Suppressing Minority Heritage
Mannar Paravar, Pandiyans really, having financially contributed to our first press and university, have much to be proud of. Why have we Tamils not discovered our heritage amply described in academic writings?

Sri Lanka has been reluctant to acknowledge Batticotta as a modern university. When a UGC university history ignored Batticotta, I objected and was asked to speak to Senaka Bandaranayake who had taken charge. Having suggested at a conference that Pali originated among Sinhalese and went to India, he dismissed me saying that if Batticotta is listed he would have to list the several Buddhist pirivenas too. But a historian who accepted the responsibility had a duty to read up and know Batticotta was no pirivena from Colonial Secretary Tennent’s testimony that “The Collegiate Institution of Batticotta is entitled to rank with many an European University.”

Provincial Council
Between the state, the Sinhalese establishment and their Tamil stooges, and Christian heritage/influence being written out of history, Tamil achievements will be suppressed. Eviscerated, we need political power. The Tamil National People’s Front and expatriate organizations want the TNA to boycott the PC Elections because they themselves have no chance.

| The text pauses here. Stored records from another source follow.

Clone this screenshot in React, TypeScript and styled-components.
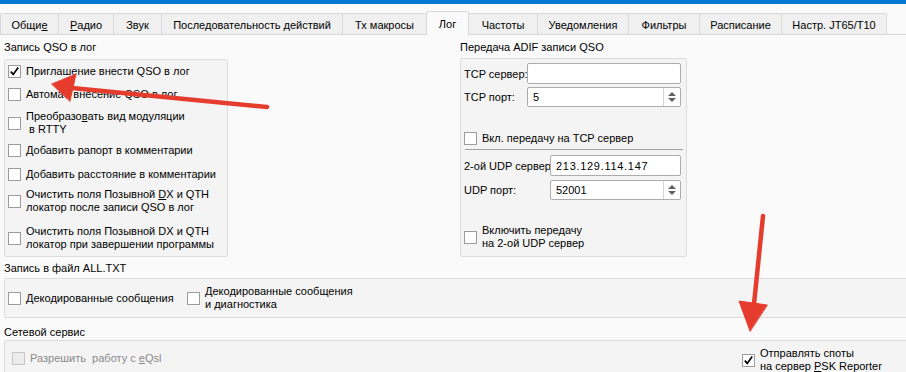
import React, { FC, ReactNode } from "react";
import styled, { createGlobalStyle, css } from "styled-components";

const GlobalStyle = createGlobalStyle`
  html, body {
    margin: 0;
    padding: 0;
    background: #fafafa;
  }
  body {
    font-family: "Liberation Sans", Arial, sans-serif;
    font-size: 11px;
    color: #000;
  }
`;

const Window = styled.div`
  position: relative;
  width: 906px;
  height: 372px;
  overflow: hidden;
  background: #fafafa;
`;

const TopBar = styled.div`
  height: 4px;
  background: #0078d7;
`;

const TabStrip = styled.div`
  display: flex;
  align-items: flex-end;
  height: 30px;
  border-bottom: 1px solid #d9d9d9;
`;

const Tab = styled.div<{ $w: number; $active?: boolean }>`
  box-sizing: border-box;
  width: ${(p) => p.$w}px;
  height: 21px;
  margin-left: -1px;
  padding-top: 1px;
  display: flex;
  align-items: center;
  justify-content: center;
  border: 1px solid #d9d9d9;
  border-bottom: none;
  border-radius: 2px 2px 0 0;
  background: #f0f0f0;
  white-space: nowrap;

  &:first-child {
    margin-left: 0;
  }

  ${(p) =>
    p.$active &&
    css`
      position: relative;
      z-index: 1;
      height: 24px;
      margin-bottom: -1px;
      padding-bottom: 1px;
      background: #fafafa;
    `}
`;

const Pane = styled.div`
  padding-left: 4px;
`;

const TopRow = styled.div`
  display: grid;
  grid-template-columns: 224px 227px;
  column-gap: 232px;
`;

const GroupTitle = styled.div<{ $pt: number; $h: number }>`
  box-sizing: border-box;
  height: ${(p) => p.$h}px;
  padding-top: ${(p) => p.$pt}px;
  line-height: 16px;
  white-space: nowrap;
`;

const GroupBox = styled.div<{ $h?: number; $bleed?: boolean }>`
  box-sizing: border-box;
  ${(p) => p.$h && `height: ${p.$h}px;`}
  border: 1px solid #dcdcdc;
  border-radius: 2px;
  background: #f4f4f4;
  ${(p) => p.$bleed && `margin-right: -3px;`}
`;

const Stack = styled.div<{ $pl: number }>`
  display: flex;
  flex-direction: column;
  padding-left: ${(p) => p.$pl}px;
`;

const Row = styled.label<{ $mt?: number; $disabled?: boolean }>`
  display: flex;
  align-items: center;
  gap: 5px;
  margin-top: ${(p) => p.$mt ?? 0}px;
  line-height: 13px;
  min-height: 14px;
  white-space: pre;
  color: ${(p) => (p.$disabled ? "#8a8a8a" : "#000")};
`;

const Box = styled.span<{ $disabled?: boolean }>`
  box-sizing: border-box;
  flex: none;
  width: 13px;
  height: 13px;
  display: inline-flex;
  align-items: center;
  justify-content: center;
  border: 1px solid ${(p) => (p.$disabled ? "#c6c6c6" : "#9c9c9c")};
  background: ${(p) => (p.$disabled ? "#ececec" : "#fff")};
`;

const FieldRow = styled.div<{ $label: number; $mt: number; $h: number }>`
  display: grid;
  grid-template-columns: ${(p) => p.$label}px ${(p) => 154 + 63 - p.$label}px;
  align-items: center;
  margin-top: ${(p) => p.$mt}px;
  height: ${(p) => p.$h}px;
  white-space: nowrap;
`;

const Input = styled.div<{ $spaced?: boolean }>`
  box-sizing: border-box;
  display: flex;
  align-items: stretch;
  height: 100%;
  border: 1px solid #acacac;
  border-radius: 2px;
  background: #fff;
  letter-spacing: ${(p) => (p.$spaced ? "0.7px" : "0")};
`;

const InputText = styled.span`
  flex: 1;
  display: flex;
  align-items: center;
  padding-left: 5px;
`;

const SpinButtons = styled.span`
  width: 16px;
  border-left: 1px solid #d5d5d5;
  display: flex;
  flex-direction: column;
  align-items: center;
  justify-content: center;
  gap: 2px;
`;

const Arrow = styled.span<{ $down?: boolean }>`
  width: 0;
  height: 0;
  border-left: 4px solid transparent;
  border-right: 4px solid transparent;
  ${(p) =>
    p.$down
      ? "border-top: 4px solid #606060;"
      : "border-bottom: 4px solid #606060;"}
`;

const Separator = styled.div`
  height: 1px;
  margin: 4px 3px 0 1px;
  background: #a0a0a0;
`;

const FileRow = styled.div`
  display: grid;
  grid-template-columns: 179px auto;
  align-items: center;
  height: 38px;
  padding-left: 3px;
`;

const NetRow = styled.div`
  display: grid;
  grid-template-columns: 730px auto;
  align-items: start;
  height: 40px;
  padding: 6px 0 0 7px;
`;

const Overlay = styled.svg`
  position: absolute;
  left: 0;
  top: 0;
  pointer-events: none;
`;

const Check: FC<{ checked?: boolean; disabled?: boolean }> = ({
  checked,
  disabled,
}) => (
  <Box $disabled={disabled}>
    {checked && (
      <svg width="11" height="11" viewBox="0 0 11 11">
        <path
          d="M1.8 5.6 L4.2 8.4 L9.2 1.6"
          fill="none"
          stroke="#000"
          strokeWidth="1.7"
        />
      </svg>
    )}
  </Box>
);

const CheckRow: FC<{
  mt?: number;
  checked?: boolean;
  disabled?: boolean;
  children: ReactNode;
}> = ({ mt, checked, disabled, children }) => (
  <Row $mt={mt} $disabled={disabled}>
    <Check checked={checked} disabled={disabled} />
    <span>{children}</span>
  </Row>
);

const Spin: FC<{ value: string }> = ({ value }) => (
  <Input>
    <InputText>{value}</InputText>
    <SpinButtons>
      <Arrow />
      <Arrow $down />
    </SpinButtons>
  </Input>
);

const tabs = [
  { w: 59, t: <>Общи<u>е</u></> },
  { w: 56, t: <><u>Р</u>адио</> },
  { w: 49, t: "Звук" },
  { w: 182, t: "Последовательность действий" },
  { w: 85, t: "Тх макросы" },
  { w: 43, t: "Лог", active: true },
  { w: 70, t: "Частоты" },
  { w: 92, t: "Уведомления" },
  { w: 72, t: "Фильтры" },
  { w: 83, t: "Расписание" },
  { w: 106, t: "Настр. JT65/T10" },
];

export default function App() {
  return (
    <>
      <GlobalStyle />
      <Window>
        <TopBar />
        <TabStrip>
          {tabs.map((tab, i) => (
            <Tab key={i} $w={tab.w} $active={tab.active}>
              {tab.t}
            </Tab>
          ))}
        </TabStrip>

        <Pane>
          <TopRow>
            <div>
              <GroupTitle $pt={4} $h={24}>
                Запись QSO в лог
              </GroupTitle>
              <GroupBox $h={198}>
                <Stack $pl={3}>
                  <CheckRow mt={4} checked>
                    Приглашение внести QSO в лог
                  </CheckRow>
                  <CheckRow mt={9}>Автомат. внесение QSO в лог</CheckRow>
                  <CheckRow mt={9}>
                    Преобразо<u>в</u>ать вид модуляции{"\n"} в RTTY
                  </CheckRow>
                  <CheckRow mt={7}>Добавить рапорт в комментарии</CheckRow>
                  <CheckRow mt={10}>Добавить расстояние в комментарии</CheckRow>
                  <CheckRow mt={7}>
                    Очистить поля Позывной <u>D</u>X и QTH{"\n"}локатор после
                    записи QSO в лог
                  </CheckRow>
                  <CheckRow mt={11}>
                    Очистить поля Позывной DX и QTH{"\n"}локатор при завершении
                    программы
                  </CheckRow>
                </Stack>
              </GroupBox>
            </div>

            <div>
              <GroupTitle $pt={4} $h={23}>
                Передача ADIF записи QSO
              </GroupTitle>
              <GroupBox $h={199}>
                <Stack $pl={3}>
                  <FieldRow $label={63} $mt={4} $h={21}>
                    <span>TCP сервер:</span>
                    <Input>
                      <InputText />
                    </Input>
                  </FieldRow>
                  <FieldRow $label={63} $mt={3} $h={20}>
                    <span>TCP порт:</span>
                    <Spin value="5" />
                  </FieldRow>
                  <CheckRow mt={24}>Вкл. передачу на TCP сервер</CheckRow>
                  <Separator />
                  <FieldRow $label={86} $mt={5} $h={21}>
                    <span>2-ой UDP сервер</span>
                    <Input $spaced>
                      <InputText>213.129.114.147</InputText>
                    </Input>
                  </FieldRow>
                  <FieldRow $label={86} $mt={4} $h={20}>
                    <span>UDP порт:</span>
                    <Spin value="52001" />
                  </FieldRow>
                  <CheckRow mt={24}>
                    Включить передачу{"\n"}на 2-ой UDP сервер
                  </CheckRow>
                </Stack>
              </GroupBox>
            </div>
          </TopRow>

          <GroupTitle $pt={3} $h={21}>
            Запись в файл ALL.TXT
          </GroupTitle>
          <GroupBox $bleed>
            <FileRow>
              <CheckRow>Декодированные сообщения</CheckRow>
              <CheckRow>
                Декодированные сообщения{"\n"}и диагностика
              </CheckRow>
            </FileRow>
          </GroupBox>

          <GroupTitle $pt={6} $h={22}>
            Сетевой сервис
          </GroupTitle>
          <GroupBox $bleed>
            <NetRow>
              <CheckRow mt={4} disabled>
                Разрешить  работу с <u>e</u>Qsl
              </CheckRow>
              <CheckRow checked>
                Отправлять споты{"\n"}на сервер <u>P</u>SK Reporter
              </CheckRow>
            </NetRow>
          </GroupBox>
        </Pane>

        <Overlay width="906" height="372" viewBox="0 0 906 372">
          <g fill="#e63c2e" stroke="#e63c2e" strokeLinecap="round">
            <line x1="267" y1="107" x2="72" y2="88" strokeWidth="4.5" />
            <polygon points="52,84 76,74 70,101" strokeWidth="1" />
            <line x1="763" y1="216" x2="754" y2="304" strokeWidth="4.5" />
            <polygon points="750,331 739,301 767,305" strokeWidth="1" />
          </g>
        </Overlay>
      </Window>
    </>
  );
}
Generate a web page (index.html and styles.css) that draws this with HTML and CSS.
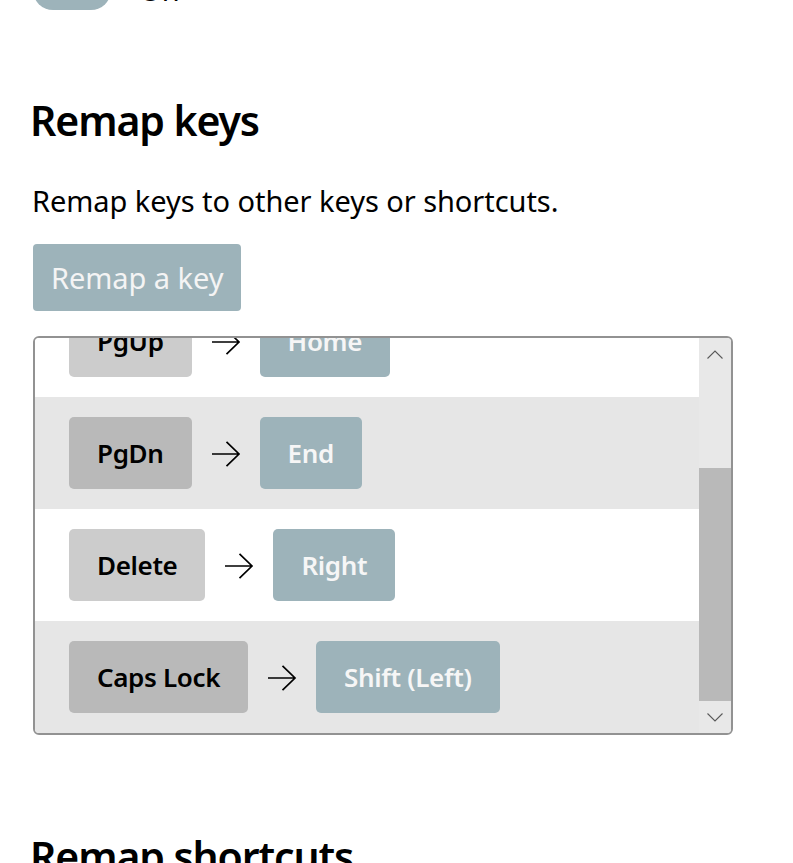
FILE: index.html
```html
<!DOCTYPE html>
<html lang="en">
<head>
<meta charset="utf-8">
<title>Keyboard Manager</title>
<link rel="stylesheet" href="styles.css">
</head>
<body>
<main class="page">
  <div class="toggle-row">
    <span class="toggle"></span>
    <span class="toggle-label">On</span>
  </div>

  <h2 class="section-title">Remap keys</h2>
  <p class="section-desc">Remap keys to other keys or shortcuts.</p>
  <button class="action-btn" type="button">Remap a key</button>

  <div class="listbox">
    <div class="rows">
      <div class="rows-inner">
        <div class="row">
          <span class="key src">PgUp</span>
          <svg class="arrow" viewBox="0 0 30 26" width="30" height="26"><path d="M1 13H28M15.5 0.8L28 13L15.5 25.2"/></svg>
          <span class="key dst">Home</span>
        </div>
        <div class="row alt">
          <span class="key src">PgDn</span>
          <svg class="arrow" viewBox="0 0 30 26" width="30" height="26"><path d="M1 13H28M15.5 0.8L28 13L15.5 25.2"/></svg>
          <span class="key dst">End</span>
        </div>
        <div class="row">
          <span class="key src">Delete</span>
          <svg class="arrow" viewBox="0 0 30 26" width="30" height="26"><path d="M1 13H28M15.5 0.8L28 13L15.5 25.2"/></svg>
          <span class="key dst">Right</span>
        </div>
        <div class="row alt">
          <span class="key src">Caps Lock</span>
          <svg class="arrow" viewBox="0 0 30 26" width="30" height="26"><path d="M1 13H28M15.5 0.8L28 13L15.5 25.2"/></svg>
          <span class="key dst">Shift (Left)</span>
        </div>
      </div>
    </div>
    <div class="scrollbar">
      <div class="sb-btn"><svg viewBox="0 0 16 9" width="16" height="9"><path d="M0.5 8.5L8 1L15.5 8.5"/></svg></div>
      <div class="sb-track">
        <div class="sb-thumb"></div>
      </div>
      <div class="sb-btn"><svg viewBox="0 0 16 9" width="16" height="9"><path d="M0.5 0.5L8 8L15.5 0.5"/></svg></div>
    </div>
  </div>

  <h2 class="section-title next">Remap shortcuts</h2>
</main>
</body>
</html>
```
FILE: styles.css
```css
html, body {
  margin: 0;
  padding: 0;
  background: #ffffff;
  overflow: hidden;
}

body {
  font-family: "Noto Sans", "Open Sans", "DejaVu Sans", sans-serif;
  color: #000000;
}

.page {
  padding-left: 33px;
  height: 863px;
  overflow: hidden;
}

.toggle-row {
  display: flex;
  align-items: center;
  gap: 28px;
  height: 40px;
  margin-top: -30px;
}

.toggle {
  display: block;
  width: 78px;
  height: 40px;
  border-radius: 20px;
  background: #9db3ba;
}

.toggle-label {
  font-size: 29px;
  line-height: 40px;
}

.section-title {
  margin: 80px 0 0 -3px;
  font-size: 41px;
  line-height: 60px;
  font-weight: 600;
  letter-spacing: -1.1px;
}

.section-title.next {
  margin-top: 91px;
}

.section-desc {
  margin: 31px 0 0 -1px;
  font-size: 29px;
  line-height: 40px;
  letter-spacing: -0.05px;
}

.action-btn {
  display: flex;
  align-items: center;
  margin: 23px 0 0 0;
  height: 67px;
  padding: 0 18px;
  border: 0;
  border-radius: 4px;
  background: #9db3ba;
  color: #f4f4f4;
  font-family: inherit;
  font-size: 29px;
  letter-spacing: -0.05px;
}

.listbox {
  display: flex;
  margin-top: 25px;
  width: 700px;
  height: 399px;
  box-sizing: border-box;
  border: 2px solid #929292;
  border-radius: 6px;
  overflow: hidden;
}

.rows {
  flex: 1;
  overflow: hidden;
}

.rows-inner {
  margin-top: -53px;
}

.row {
  display: flex;
  align-items: center;
  gap: 19px;
  height: 112px;
  padding-left: 34px;
  background: #ffffff;
}

.row.alt {
  background: #e6e6e6;
}

.key {
  display: flex;
  align-items: center;
  height: 72px;
  padding: 0 28px;
  border-radius: 5px;
  font-size: 26px;
  font-weight: 600;
  letter-spacing: -0.35px;
}

.key.src {
  background: #cccccc;
  color: #000000;
}

.row.alt .key.src {
  background: #b9b9b9;
}

.key.dst {
  background: #9db3ba;
  color: #f6f6f6;
}

.arrow {
  display: block;
  flex: none;
  margin-top: 2px;
}

.arrow path {
  fill: none;
  stroke: #000000;
  stroke-width: 1.7;
}

.scrollbar {
  display: flex;
  flex-direction: column;
  width: 32px;
  flex: none;
  background: #e8e8e8;
}

.sb-btn {
  display: flex;
  align-items: center;
  justify-content: center;
  height: 32px;
  flex: none;
}

.sb-btn svg path {
  fill: none;
  stroke: #5a5a5a;
  stroke-width: 1.1;
}

.sb-track {
  flex: 1;
  display: flex;
  flex-direction: column;
  justify-content: flex-end;
}

.sb-thumb {
  height: 233px;
  background: #b9b9b9;
}
```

Worse, some want the people to boycott, forgetting that during the 1994 boycott, the EPDP won 9 of 10 seats with under 1.8% of the vote; letting them claim ad nauseam “election by the people.” (Douglas Devananda is playing devious games – after saying PC powers should be amended, presumably for handouts from his masters, he suddenly wants no change. The drama is because his defeat at the PC elections will be more ignominious if he advocates constitutional change.)

Tamils need the PC even if powers are curtailed. Large hotels are being built contaminating ground water and serving liquor near schools. When a Tamil industrialist (RAMCO) refused to restart KKS Cement saying the ecology cannot bear it, a Nepalese was brought in to tear our landscape apart. The police beat signs of Tamil aspirations into silence and do price controls to take bribes. Our institutions are mismanaged by political stooges.

The discovery of a 3500 year grindstone in Kantharodai is similar to finds in Tamilnadu, indicating a strong cultural history, religious diversity, and exchange. But this history is in danger of being rewritten by reactionary and retrogressive charlatans perhaps writing new editions of the Mahavamsa, or worse, destroying precious archaeological sites.

We need a voice authenticated by elected representatives. We need resources to investigate, and record and assert our heritage. We need police and land powers to be safe.